* **Data entries**
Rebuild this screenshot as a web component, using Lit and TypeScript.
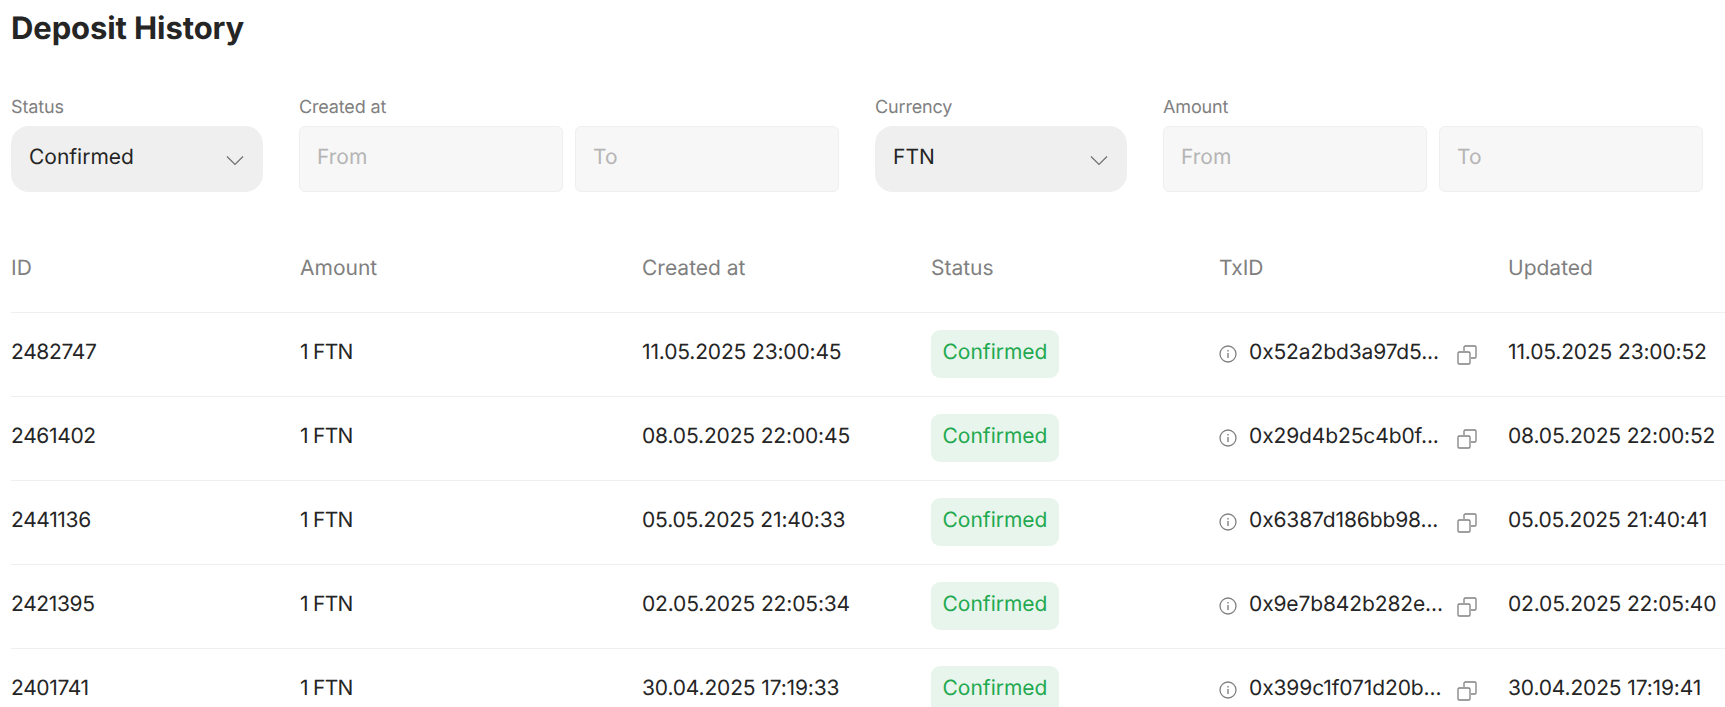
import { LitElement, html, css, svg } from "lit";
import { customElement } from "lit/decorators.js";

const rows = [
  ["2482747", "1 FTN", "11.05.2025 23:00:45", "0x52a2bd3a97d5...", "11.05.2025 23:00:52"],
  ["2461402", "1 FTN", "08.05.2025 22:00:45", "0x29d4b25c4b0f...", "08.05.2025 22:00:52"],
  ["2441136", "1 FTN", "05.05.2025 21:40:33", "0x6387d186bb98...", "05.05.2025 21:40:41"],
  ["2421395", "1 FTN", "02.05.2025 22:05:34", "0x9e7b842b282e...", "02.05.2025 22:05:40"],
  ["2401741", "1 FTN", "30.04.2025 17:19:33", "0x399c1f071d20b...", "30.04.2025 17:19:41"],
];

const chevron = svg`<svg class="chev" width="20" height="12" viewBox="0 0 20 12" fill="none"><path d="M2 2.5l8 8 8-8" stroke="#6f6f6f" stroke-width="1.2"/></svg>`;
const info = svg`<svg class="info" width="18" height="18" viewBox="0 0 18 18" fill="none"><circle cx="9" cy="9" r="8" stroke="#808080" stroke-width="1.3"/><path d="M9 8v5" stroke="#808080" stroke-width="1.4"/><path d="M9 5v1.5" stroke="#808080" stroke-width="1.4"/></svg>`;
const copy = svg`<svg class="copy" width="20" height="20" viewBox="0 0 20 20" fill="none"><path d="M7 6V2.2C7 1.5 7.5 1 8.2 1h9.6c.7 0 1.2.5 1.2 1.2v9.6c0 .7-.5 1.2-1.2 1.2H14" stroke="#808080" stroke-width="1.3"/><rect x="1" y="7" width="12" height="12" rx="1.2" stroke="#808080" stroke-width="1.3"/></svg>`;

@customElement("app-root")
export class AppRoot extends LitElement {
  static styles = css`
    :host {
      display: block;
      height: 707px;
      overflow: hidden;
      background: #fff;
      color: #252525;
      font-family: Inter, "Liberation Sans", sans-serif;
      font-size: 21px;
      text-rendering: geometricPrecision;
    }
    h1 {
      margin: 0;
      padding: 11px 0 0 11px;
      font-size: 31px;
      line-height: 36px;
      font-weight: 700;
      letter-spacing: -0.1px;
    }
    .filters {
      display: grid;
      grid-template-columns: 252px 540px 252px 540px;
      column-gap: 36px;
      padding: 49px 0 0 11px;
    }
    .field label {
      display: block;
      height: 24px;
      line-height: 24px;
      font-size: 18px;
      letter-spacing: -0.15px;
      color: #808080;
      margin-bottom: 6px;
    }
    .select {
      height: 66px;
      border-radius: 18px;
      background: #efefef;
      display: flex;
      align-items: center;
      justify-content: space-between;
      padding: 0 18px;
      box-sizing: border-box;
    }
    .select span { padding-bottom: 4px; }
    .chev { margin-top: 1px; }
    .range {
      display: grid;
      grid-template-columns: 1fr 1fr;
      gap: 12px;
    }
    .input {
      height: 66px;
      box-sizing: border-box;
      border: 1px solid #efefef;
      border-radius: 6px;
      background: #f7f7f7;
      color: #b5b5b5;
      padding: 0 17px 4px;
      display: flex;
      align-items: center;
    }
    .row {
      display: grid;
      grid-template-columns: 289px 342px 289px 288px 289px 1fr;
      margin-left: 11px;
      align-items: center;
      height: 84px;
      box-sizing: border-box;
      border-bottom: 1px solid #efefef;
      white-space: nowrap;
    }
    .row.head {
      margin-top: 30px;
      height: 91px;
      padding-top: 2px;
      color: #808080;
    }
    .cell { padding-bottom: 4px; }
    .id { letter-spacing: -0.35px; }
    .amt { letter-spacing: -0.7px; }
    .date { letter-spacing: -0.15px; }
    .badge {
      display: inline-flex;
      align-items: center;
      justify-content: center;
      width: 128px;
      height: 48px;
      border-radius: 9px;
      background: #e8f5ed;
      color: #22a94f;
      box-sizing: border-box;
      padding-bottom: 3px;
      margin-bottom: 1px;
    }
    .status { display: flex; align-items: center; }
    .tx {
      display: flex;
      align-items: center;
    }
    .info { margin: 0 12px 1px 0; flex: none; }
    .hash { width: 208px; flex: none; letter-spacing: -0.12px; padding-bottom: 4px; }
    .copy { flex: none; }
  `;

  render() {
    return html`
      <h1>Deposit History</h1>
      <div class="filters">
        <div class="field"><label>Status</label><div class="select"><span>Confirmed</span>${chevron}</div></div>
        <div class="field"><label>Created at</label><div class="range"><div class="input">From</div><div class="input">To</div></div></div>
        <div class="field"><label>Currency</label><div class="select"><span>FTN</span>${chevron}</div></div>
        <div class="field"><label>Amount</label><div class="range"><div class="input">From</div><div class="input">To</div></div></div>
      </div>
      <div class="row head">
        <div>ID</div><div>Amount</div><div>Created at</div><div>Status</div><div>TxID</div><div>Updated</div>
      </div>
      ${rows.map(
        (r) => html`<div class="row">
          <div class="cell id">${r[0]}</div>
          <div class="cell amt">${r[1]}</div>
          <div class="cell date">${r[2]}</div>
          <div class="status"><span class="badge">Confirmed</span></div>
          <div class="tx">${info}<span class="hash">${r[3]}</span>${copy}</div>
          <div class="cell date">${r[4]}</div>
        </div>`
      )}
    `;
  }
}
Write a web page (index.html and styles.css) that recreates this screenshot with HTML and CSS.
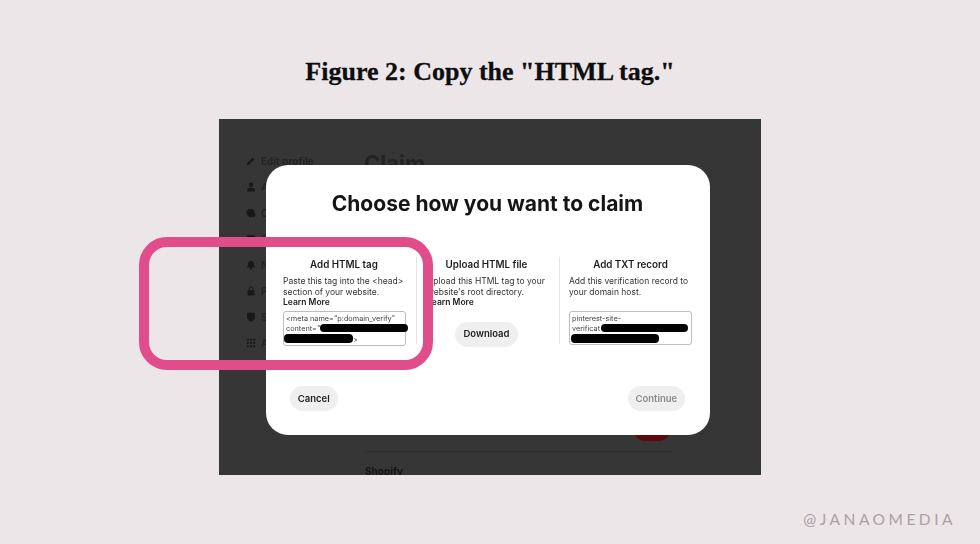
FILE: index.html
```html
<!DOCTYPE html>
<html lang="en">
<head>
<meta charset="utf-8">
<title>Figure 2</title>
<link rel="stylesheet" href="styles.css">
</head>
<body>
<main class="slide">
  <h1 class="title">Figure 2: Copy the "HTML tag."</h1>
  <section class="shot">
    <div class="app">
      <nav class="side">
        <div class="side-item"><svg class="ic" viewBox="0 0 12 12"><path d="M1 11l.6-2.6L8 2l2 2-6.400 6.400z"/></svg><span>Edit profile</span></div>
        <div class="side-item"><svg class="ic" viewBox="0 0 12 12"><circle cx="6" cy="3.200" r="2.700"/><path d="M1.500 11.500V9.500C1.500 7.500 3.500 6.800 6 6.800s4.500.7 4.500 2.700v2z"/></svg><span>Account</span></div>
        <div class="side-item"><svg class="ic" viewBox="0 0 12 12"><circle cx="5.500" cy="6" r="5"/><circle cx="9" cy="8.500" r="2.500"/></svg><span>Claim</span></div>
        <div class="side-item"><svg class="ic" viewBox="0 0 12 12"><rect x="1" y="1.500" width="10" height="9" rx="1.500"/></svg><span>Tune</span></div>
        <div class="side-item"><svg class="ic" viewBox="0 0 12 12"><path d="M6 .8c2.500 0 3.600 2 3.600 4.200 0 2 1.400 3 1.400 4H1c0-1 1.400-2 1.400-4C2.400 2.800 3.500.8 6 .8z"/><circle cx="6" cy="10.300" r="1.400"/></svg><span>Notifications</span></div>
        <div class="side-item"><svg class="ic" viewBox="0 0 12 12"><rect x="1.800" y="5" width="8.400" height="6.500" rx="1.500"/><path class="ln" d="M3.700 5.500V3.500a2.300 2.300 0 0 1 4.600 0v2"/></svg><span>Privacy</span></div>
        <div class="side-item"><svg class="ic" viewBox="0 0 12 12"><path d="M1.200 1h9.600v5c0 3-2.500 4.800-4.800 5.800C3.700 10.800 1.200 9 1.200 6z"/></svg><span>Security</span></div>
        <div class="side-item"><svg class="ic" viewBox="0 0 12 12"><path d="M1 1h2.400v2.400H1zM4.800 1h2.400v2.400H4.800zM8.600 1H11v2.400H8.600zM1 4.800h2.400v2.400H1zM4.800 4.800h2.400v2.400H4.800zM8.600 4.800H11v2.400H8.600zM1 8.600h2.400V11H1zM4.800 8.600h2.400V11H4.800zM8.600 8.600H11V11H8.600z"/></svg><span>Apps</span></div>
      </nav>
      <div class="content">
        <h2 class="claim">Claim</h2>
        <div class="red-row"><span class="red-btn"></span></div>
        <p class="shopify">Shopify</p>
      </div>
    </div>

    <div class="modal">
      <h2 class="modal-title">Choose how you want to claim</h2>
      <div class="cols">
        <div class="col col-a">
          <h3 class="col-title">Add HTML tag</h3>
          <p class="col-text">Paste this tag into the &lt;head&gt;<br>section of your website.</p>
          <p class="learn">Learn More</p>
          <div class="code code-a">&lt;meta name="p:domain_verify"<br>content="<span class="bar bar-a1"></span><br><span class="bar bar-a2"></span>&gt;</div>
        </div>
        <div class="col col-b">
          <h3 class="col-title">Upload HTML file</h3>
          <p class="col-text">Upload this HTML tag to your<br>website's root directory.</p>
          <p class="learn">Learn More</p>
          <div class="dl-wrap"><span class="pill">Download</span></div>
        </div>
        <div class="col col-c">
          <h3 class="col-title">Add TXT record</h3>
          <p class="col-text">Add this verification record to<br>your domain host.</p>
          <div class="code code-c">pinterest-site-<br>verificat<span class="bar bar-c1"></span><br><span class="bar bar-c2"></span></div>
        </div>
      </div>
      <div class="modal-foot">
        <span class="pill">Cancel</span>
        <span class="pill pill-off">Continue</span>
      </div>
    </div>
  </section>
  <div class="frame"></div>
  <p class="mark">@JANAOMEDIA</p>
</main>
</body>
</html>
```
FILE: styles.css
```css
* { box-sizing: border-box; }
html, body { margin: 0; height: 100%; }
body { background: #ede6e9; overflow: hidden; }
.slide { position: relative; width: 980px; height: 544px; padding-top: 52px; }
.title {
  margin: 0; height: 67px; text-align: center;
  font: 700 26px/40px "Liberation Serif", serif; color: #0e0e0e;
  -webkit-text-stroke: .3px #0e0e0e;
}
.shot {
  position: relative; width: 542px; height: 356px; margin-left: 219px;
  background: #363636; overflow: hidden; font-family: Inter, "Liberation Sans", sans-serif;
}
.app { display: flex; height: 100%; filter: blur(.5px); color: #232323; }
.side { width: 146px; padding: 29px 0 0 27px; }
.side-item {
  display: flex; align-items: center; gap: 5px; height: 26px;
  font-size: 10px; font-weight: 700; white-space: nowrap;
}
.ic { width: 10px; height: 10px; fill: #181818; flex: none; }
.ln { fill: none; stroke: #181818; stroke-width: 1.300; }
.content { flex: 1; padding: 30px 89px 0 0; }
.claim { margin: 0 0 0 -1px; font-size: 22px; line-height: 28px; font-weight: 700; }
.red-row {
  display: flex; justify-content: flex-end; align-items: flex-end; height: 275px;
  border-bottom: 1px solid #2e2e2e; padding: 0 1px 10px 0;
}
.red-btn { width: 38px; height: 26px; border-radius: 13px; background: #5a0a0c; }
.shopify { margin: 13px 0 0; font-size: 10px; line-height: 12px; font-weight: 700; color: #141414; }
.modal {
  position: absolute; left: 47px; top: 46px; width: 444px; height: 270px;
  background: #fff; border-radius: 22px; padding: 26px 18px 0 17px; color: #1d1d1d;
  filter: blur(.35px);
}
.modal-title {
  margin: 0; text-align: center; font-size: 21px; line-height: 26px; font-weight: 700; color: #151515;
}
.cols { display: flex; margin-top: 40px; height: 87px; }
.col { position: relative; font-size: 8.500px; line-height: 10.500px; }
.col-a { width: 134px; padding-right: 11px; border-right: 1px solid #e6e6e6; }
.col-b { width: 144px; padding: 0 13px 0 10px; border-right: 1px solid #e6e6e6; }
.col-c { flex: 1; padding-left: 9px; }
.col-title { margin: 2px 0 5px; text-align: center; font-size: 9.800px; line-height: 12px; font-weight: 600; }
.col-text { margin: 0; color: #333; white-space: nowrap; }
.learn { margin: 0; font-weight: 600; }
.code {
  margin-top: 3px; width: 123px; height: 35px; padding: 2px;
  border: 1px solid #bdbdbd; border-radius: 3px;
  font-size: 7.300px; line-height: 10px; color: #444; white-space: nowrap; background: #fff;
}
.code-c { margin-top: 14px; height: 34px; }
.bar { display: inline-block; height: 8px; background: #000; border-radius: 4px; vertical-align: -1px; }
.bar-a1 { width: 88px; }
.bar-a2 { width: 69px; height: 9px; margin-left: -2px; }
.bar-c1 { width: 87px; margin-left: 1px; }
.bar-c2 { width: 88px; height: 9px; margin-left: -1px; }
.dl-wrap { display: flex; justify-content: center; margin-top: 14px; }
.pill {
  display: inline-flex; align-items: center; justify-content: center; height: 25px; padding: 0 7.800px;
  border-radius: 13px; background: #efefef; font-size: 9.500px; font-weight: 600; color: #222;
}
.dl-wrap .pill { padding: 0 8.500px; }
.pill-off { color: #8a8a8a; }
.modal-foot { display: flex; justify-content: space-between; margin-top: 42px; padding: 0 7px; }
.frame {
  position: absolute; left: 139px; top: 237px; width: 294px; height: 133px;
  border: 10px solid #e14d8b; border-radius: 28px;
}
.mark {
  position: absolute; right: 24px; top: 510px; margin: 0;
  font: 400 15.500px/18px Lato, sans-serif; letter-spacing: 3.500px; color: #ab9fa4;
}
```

* **What is asked**
Reproduce only the lines running from the beginning of the entries above to the line holding "6V2.2C7 1.5 7.5", inclusive. Pictures stay out of the copy.

* **Worked solution**
Rebuild this screenshot as a web component, using Lit and TypeScript.
import { LitElement, html, css, svg } from "lit";
import { customElement } from "lit/decorators.js";

const rows = [
  ["2482747", "1 FTN", "11.05.2025 23:00:45", "0x52a2bd3a97d5...", "11.05.2025 23:00:52"],
  ["2461402", "1 FTN", "08.05.2025 22:00:45", "0x29d4b25c4b0f...", "08.05.2025 22:00:52"],
  ["2441136", "1 FTN", "05.05.2025 21:40:33", "0x6387d186bb98...", "05.05.2025 21:40:41"],
  ["2421395", "1 FTN", "02.05.2025 22:05:34", "0x9e7b842b282e...", "02.05.2025 22:05:40"],
  ["2401741", "1 FTN", "30.04.2025 17:19:33", "0x399c1f071d20b...", "30.04.2025 17:19:41"],
];

const chevron = svg`<svg class="chev" width="20" height="12" viewBox="0 0 20 12" fill="none"><path d="M2 2.5l8 8 8-8" stroke="#6f6f6f" stroke-width="1.2"/></svg>`;
const info = svg`<svg class="info" width="18" height="18" viewBox="0 0 18 18" fill="none"><circle cx="9" cy="9" r="8" stroke="#808080" stroke-width="1.3"/><path d="M9 8v5" stroke="#808080" stroke-width="1.4"/><path d="M9 5v1.5" stroke="#808080" stroke-width="1.4"/></svg>`;
const copy = svg`<svg class="copy" width="20" height="20" viewBox="0 0 20 20" fill="none"><path d="M7 6V2.2C7 1.5 7.5 1 8.2 1h9.6c.7 0 1.2.5 1.2 1.2v9.6c0 .7-.5 1.2-1.2 1.2H14" stroke="#808080" stroke-width="1.3"/><rect x="1" y="7" width="12" height="12" rx="1.2" stroke="#808080" stroke-width="1.3"/></svg>`;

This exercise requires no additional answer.